The appeal also states: “On the evening of November 25, 1915, a group of men clad in robes and hoods ascended to the top of Stone Mountain, the largest mass of exposed granite in the world, 15 miles east of Atlanta, Georgia. Once on top, the men ignited a flaming cross, signalling the second coming of the Ku Klux Klan, which had been dormant for 40 years. The events of that night set decades of white supremacist violence and terror by the KKK in motion, with Stone Mountain at the center.
“One hundred years later, and the mountain has been transformed into Stone Mountain Park, Georgia’s number one tourist attraction. The park — which draws an estimated 4 million visitors per year, and includes Coca-Cola as one of it’s biggest corporate sponsors — features several confederate memorials, including a reconstructed Antebellum Plantation, a ‘Confederate Hall,’ and a Civil War Museum. The most famous and prominent attraction, however, is the face of the mountain itself, which is carved with the image of Confederate Generals Robert E. Lee and Stonewall Jackson, and Confederate President Jefferson Davis riding on horseback.
“Work on the carving began in 1916, but was delayed for decades until the 1950s when the Civil Rights Movement gained momentum. Segregationists in Georgia hoped the monument would serve as a reminder of White Supremacy, and in 1958 the state of Georgia purchased the mountain for $2 million, paving the way for the sculpture’s completion. It remains there today as a reminder of our state’s brutal history.
” The recent spotlight on Confederate symbols across the south, combined with the growing backlash against the Movement for Black Lives, has made it clear that there is no place for symbols of hate and division on state property. By investing millions of dollars into the park through sponsorships, Coca- Cola is condoning the racism and hatred that these symbols represent to so many people.”
Several members of the community — from those on the local Hip-Hop scene, to Atlanta politicians such as Mayor Kasim Reed and City Councilman Michael Julian Bond, have called for changes to the face of the mountain. The changes range from erasing the current sculpture, to adding images of Atlanta Hip Hop duo, Outkast (and a souped-up Cadillac,) or the likenesses of former president, Jimmy Cater, and slain civil rights leader, Martin Luther King. Jr.
On the surface — aside from the inclusion of Outkast and the tricked-out Caddy — these changes might seem like the right thing to do. After all, as the seemingly popular sentiment goes, why should we, black folks and members of other minority groups, continue to be affronted/assaulted by these obvious symbols of a past that held mostly tyranny and oppression for us? Why shouldn’t we wipe the slate clean?

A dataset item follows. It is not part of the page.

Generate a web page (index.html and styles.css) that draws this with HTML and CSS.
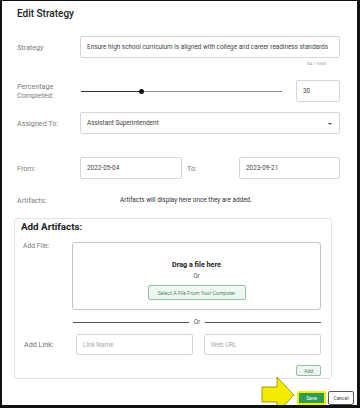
FILE: index.html
```html
<!DOCTYPE html>
<html>
<head>
<meta charset="utf-8">
<link rel="stylesheet" href="styles.css">
</head>
<body>
<div class="frame">
  <div class="dialog">
    <h1 class="title">Edit Strategy</h1>

    <div class="row">
      <div class="lbl">Strategy</div>
      <div class="input wide">Ensure high school curriculum is aligned with college and career readiness standards</div>
    </div>
    <div class="counter">84 / 1000</div>

    <div class="row pct-row">
      <div class="lbl">Percentage<br>Completed:</div>
      <div class="slider">
        <div class="track-active" style="width:30%"></div>
        <div class="thumb" style="left:30%"></div>
      </div>
      <div class="input num">30</div>
    </div>

    <div class="row assign-row">
      <div class="lbl">Assigned To:</div>
      <div class="input wide select">Assistant Superintendent<span class="caret"></span></div>
    </div>

    <div class="row date-row">
      <div class="lbl">From:</div>
      <div class="input date-from">2022-05-04</div>
      <div class="lbl to-lbl">To:</div>
      <div class="input date-to">2023-09-21</div>
    </div>

    <div class="row art-row">
      <div class="lbl">Artifacts:</div>
      <div class="art-msg">Artifacts will display here once they are added.</div>
    </div>

    <div class="card">
      <h2 class="card-title">Add Artifacts:</h2>
      <div class="file-row">
        <div class="sub-lbl">Add File:</div>
        <div class="drop">
          <div class="drag">Drag a file here</div>
          <div class="drop-or">Or</div>
          <div class="btn-green select-btn">Select A File From Your Computer</div>
        </div>
      </div>
      <div class="sep"><span class="sep-line"></span><span class="sep-or">Or</span><span class="sep-line"></span></div>
      <div class="link-row">
        <div class="sub-lbl link-lbl">Add Link:</div>
        <div class="input link-name ph">Link Name</div>
        <div class="input link-url ph">Web URL</div>
      </div>
      <div class="add-row"><div class="btn-green add-btn">Add</div></div>
    </div>

    <div class="footer">
      <div class="save-wrap"><div class="save">Save</div></div>
      <div class="cancel">Cancel</div>
    </div>
  </div>
  <svg class="arrow" width="40" height="40" viewBox="0 0 40 40">
    <polygon points="4,11 19,11 19,1 36,19 19,37 19,26 4,26" fill="#f3ec00" stroke="#8a8400" stroke-width="0.8"/>
  </svg>
</div>
</body>
</html>
```
FILE: styles.css
```css
* { box-sizing: border-box; }
html, body { margin: 0; padding: 0; background: #fff; }
body { font-family: Roboto, "Liberation Sans", sans-serif; }

.frame {
  position: relative;
  width: 360px;
  height: 408px;
  border-style: solid;
  border-color: #111;
  border-width: 1px 3px 3px 2px;
  overflow: hidden;
  background: #fff;
}

.dialog {
  padding: 6px 17px 0 15px;
}

.title {
  margin: 0;
  font-size: 10px;
  line-height: 14px;
  font-weight: 500;
  color: #222;
}

.row {
  display: flex;
  align-items: center;
}
.title + .row { margin-top: 15px; }

.lbl {
  width: 63px;
  flex: none;
  font-size: 7.2px;
  line-height: 9px;
  color: #7a7a7a;
}

.input {
  height: 22px;
  border: 1px solid #d6d6d6;
  border-radius: 2px;
  background: #fff;
  font-size: 6.4px;
  color: #444;
  display: flex;
  align-items: center;
  padding-left: 6px;
  white-space: nowrap;
  overflow: hidden;
}
.wide { flex: 1; }

.counter {
  margin-top: 2px;
  text-align: right;
  padding-right: 14px;
  font-size: 4.4px;
  line-height: 7px;
  color: #999;
}

.pct-row { margin-top: 13px; }
.slider {
  position: relative;
  width: 201px;
  height: 1px;
  margin-left: 1px;
  background: #8a8a8a;
}
.track-active {
  position: absolute;
  left: 0; top: 0;
  height: 1px;
  background: #333;
}
.thumb {
  position: absolute;
  top: -2px;
  width: 5px;
  height: 5px;
  margin-left: -2.5px;
  border-radius: 50%;
  background: #111;
}
.num {
  width: 44px;
  margin-left: auto;
}

.assign-row { margin-top: 10px; }
.select { position: relative; }
.caret {
  position: absolute;
  right: 7px;
  top: 10px;
  width: 0; height: 0;
  border-left: 2px solid transparent;
  border-right: 2px solid transparent;
  border-top: 2.5px solid #555;
}

.date-row { margin-top: 23px; }
.date-from { width: 102px; }
.to-lbl { width: 52px; margin-left: 5px; }
.date-to { flex: 1; }

.art-row { margin-top: 16px; height: 10px; }
.art-msg {
  margin-left: 40px;
  font-size: 6.4px;
  color: #333;
  white-space: nowrap;
}

.card {
  margin: 13px 8px 0 -3px;
  height: 161px;
  border: 1px solid #e2e2e2;
  border-radius: 3px;
  padding: 2px 10px 0 6px;
}
.card-title {
  margin: 0;
  font-size: 9.8px;
  line-height: 12px;
  font-weight: 700;
  color: #222;
}

.file-row {
  display: flex;
  margin-top: 9px;
}
.sub-lbl {
  width: 51px;
  flex: none;
  padding-left: 2px;
  font-size: 6.8px;
  line-height: 8px;
  color: #777;
}
.drop {
  flex: 1;
  height: 68px;
  border: 1px solid #c4c4c4;
  border-radius: 3px;
  display: flex;
  flex-direction: column;
  align-items: center;
  padding-top: 17px;
}
.drag {
  font-size: 7.2px;
  line-height: 9px;
  font-weight: 700;
  color: #222;
}
.drop-or {
  margin-top: 3px;
  font-size: 6.4px;
  line-height: 8px;
  color: #555;
}
.btn-green {
  border: 1px solid #93c0a2;
  border-radius: 2px;
  background: #eef7f1;
  color: #4e8c63;
  font-size: 5.2px;
  display: flex;
  align-items: center;
  justify-content: center;
}
.select-btn {
  margin-top: 5px;
  width: 98px;
  height: 15px;
}

.sep {
  display: flex;
  align-items: center;
  margin: 7px 0 0 52px;
  height: 10px;
}
.sep-line {
  flex: 1;
  height: 1px;
  background: #555;
}
.sep-or {
  padding: 0 5px;
  font-size: 6.4px;
  color: #555;
}

.link-row {
  display: flex;
  align-items: center;
  margin-top: 7px;
}
.link-lbl { width: 55px; padding-left: 3px; font-size: 7.2px; color: #707070; }
.link-name { width: 117px; height: 21px; }
.link-url { flex: 1; height: 21px; margin-left: 11px; }
.ph { color: #aaa; }

.add-row {
  display: flex;
  justify-content: flex-end;
  margin-top: 10px;
}
.add-btn {
  width: 25px;
  height: 11px;
}

.footer {
  display: flex;
  justify-content: flex-end;
  align-items: center;
  gap: 2px;
  margin-top: 12px;
  margin-right: -14px;
}
.save-wrap {
  border: 2px solid #eef000;
  border-radius: 2px;
}
.save {
  width: 25px;
  height: 10px;
  background: #2f9a55;
  color: #fff;
  font-size: 5px;
  display: flex;
  align-items: center;
  justify-content: center;
}
.cancel {
  width: 26px;
  height: 14px;
  border: 1px solid #555;
  border-radius: 2px;
  color: #444;
  font-size: 5px;
  display: flex;
  align-items: center;
  justify-content: center;
}

.arrow {
  position: absolute;
  left: 256px;
  top: 375px;
}
```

Why not? Because we can’t. We can’t change history, we can’t change the past. It is what it is, and it has helped make us — all of us — what we are today. Trying to erase it visually, so we don’t see it, is shortsighted. As painful as it might have been for many of us, it happened. But we are able to debate its affects today, and how we should deal with it going forward, because we have overcome it.
It can only hurt us if we continue to allow it to imprison us, continue to let it define us as victims of the intentions of those who meant us harm. But those intentions that once held the power to kill or imprison or beat or legally rape us, have been reduced to mere symbols. Symbols that we should keep around — in their proper places — so that we, and those who wished us harm, can never forget what happened. That’s one reason why there are Holocaust museums and solemn observances.
Remember the old saw: Those who do not remember their history are doomed to repeat it?
Stone Mountain Park — by Georgia law — is a living memorial to the Confederacy and the Confederate dead. A museum.
A museum is where such symbols should be. Not flying atop the State Capitol or in front of any official government building.
There may be some who look to the mountain and its carvings and long for a return to an era when their forefathers believed that white was right, and white supremacy would rule forever. But — I believe — there are many Georgians and others who enjoy the park and see the mountain and its carvings as mere symbols, a measure of just how much we’ve overcome, how far we’ve advanced, and as encouragement that we can keep on overcoming.
And remember, the boys astride those mighty steeds didn’t win.